**Task details**:
State the number of lines that contain "this", with no other text.

─── Raw records ───

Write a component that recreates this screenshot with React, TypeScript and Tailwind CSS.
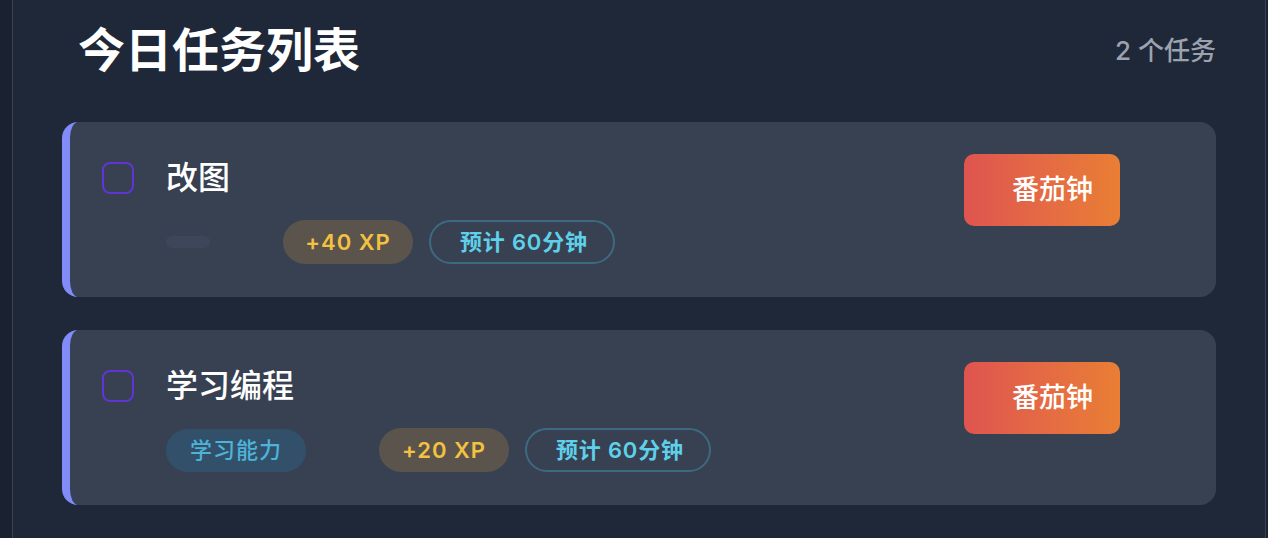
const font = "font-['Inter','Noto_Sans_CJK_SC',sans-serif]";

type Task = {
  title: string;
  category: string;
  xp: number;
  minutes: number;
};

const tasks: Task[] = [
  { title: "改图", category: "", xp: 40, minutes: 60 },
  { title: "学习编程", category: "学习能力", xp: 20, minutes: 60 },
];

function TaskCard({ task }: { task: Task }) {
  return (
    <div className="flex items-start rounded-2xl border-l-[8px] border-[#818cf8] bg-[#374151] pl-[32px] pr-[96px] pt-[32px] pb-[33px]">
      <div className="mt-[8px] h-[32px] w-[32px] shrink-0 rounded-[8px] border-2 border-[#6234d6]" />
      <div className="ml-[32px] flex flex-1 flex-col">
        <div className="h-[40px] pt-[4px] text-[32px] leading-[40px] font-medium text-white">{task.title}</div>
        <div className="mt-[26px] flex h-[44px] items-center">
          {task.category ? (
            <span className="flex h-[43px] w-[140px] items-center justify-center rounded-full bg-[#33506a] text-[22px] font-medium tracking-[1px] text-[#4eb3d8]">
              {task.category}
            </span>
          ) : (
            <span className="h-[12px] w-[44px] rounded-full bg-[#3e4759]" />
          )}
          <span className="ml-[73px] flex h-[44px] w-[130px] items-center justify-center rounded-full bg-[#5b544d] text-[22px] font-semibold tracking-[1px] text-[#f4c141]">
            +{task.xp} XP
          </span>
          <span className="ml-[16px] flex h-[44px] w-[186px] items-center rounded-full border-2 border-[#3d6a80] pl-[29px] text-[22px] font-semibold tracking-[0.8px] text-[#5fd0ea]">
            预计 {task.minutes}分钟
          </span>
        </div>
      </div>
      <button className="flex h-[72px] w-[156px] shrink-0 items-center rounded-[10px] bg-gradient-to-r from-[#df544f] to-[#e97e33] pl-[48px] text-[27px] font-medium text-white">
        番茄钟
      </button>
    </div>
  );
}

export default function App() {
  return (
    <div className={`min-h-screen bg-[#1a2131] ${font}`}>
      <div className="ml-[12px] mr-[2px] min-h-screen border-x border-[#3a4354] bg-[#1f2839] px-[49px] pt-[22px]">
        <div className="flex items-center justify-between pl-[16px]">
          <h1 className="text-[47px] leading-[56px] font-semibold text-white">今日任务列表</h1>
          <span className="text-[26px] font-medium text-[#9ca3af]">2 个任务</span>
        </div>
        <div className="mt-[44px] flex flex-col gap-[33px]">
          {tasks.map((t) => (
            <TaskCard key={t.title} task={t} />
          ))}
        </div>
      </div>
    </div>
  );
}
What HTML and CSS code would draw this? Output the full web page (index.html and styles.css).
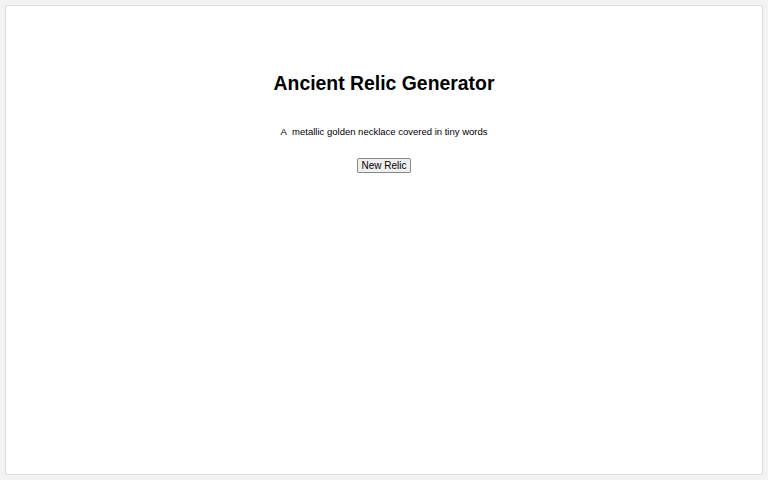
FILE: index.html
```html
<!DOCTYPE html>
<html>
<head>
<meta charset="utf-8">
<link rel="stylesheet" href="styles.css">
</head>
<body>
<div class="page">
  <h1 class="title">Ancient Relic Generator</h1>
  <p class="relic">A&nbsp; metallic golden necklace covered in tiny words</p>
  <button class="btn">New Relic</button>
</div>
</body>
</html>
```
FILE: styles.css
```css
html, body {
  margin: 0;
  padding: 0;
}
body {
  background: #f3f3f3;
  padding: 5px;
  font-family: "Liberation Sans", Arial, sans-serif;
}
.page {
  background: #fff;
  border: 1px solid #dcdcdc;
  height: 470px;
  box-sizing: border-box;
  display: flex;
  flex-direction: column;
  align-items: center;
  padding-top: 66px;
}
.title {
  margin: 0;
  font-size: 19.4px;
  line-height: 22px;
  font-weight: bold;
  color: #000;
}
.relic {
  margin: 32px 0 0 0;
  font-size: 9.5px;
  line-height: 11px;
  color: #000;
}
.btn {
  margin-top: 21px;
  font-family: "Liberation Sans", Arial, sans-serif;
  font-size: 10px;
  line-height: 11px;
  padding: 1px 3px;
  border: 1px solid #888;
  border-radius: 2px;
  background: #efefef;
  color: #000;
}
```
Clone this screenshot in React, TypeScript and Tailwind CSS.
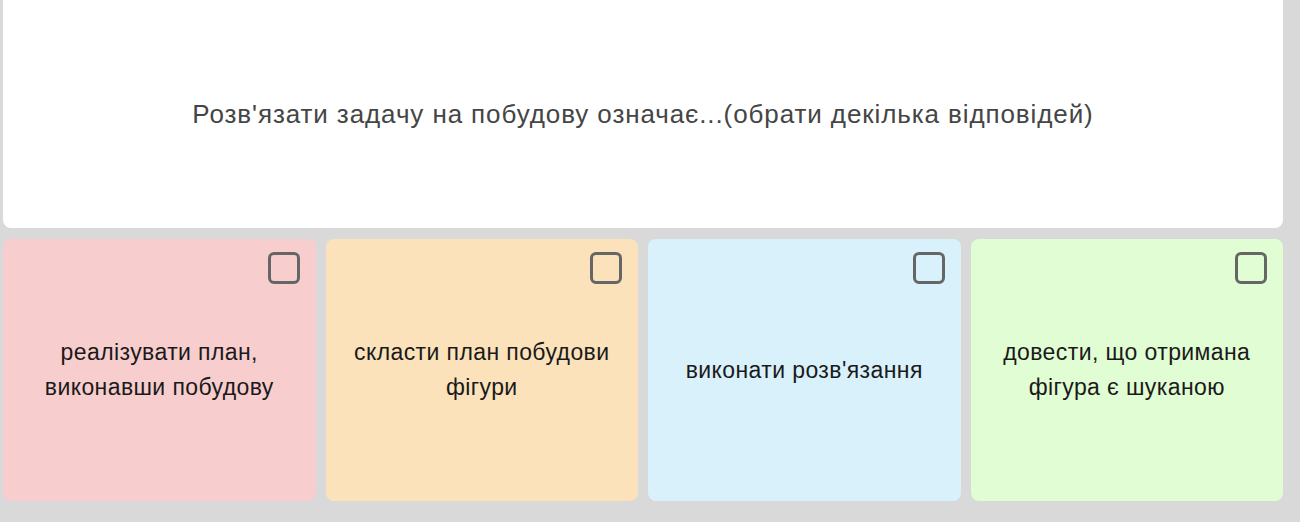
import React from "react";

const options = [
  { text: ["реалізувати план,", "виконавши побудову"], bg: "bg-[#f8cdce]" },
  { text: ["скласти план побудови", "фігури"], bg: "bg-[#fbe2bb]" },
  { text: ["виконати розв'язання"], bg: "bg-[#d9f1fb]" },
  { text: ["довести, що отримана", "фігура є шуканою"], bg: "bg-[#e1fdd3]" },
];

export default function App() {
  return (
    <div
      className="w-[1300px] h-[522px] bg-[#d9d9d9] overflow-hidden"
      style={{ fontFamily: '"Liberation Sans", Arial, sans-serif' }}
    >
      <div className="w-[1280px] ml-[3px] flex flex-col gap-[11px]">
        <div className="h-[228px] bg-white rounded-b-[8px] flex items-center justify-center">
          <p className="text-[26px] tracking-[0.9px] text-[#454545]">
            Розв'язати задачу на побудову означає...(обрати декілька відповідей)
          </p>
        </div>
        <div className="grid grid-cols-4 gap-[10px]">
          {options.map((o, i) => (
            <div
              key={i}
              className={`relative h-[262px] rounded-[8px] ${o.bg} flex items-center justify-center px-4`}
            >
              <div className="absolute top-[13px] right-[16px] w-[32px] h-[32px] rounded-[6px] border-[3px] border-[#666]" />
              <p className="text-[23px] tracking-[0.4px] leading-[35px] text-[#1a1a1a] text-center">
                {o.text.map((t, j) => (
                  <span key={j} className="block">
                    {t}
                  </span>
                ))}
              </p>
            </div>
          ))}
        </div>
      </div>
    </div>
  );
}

───

**Worked solution**:
3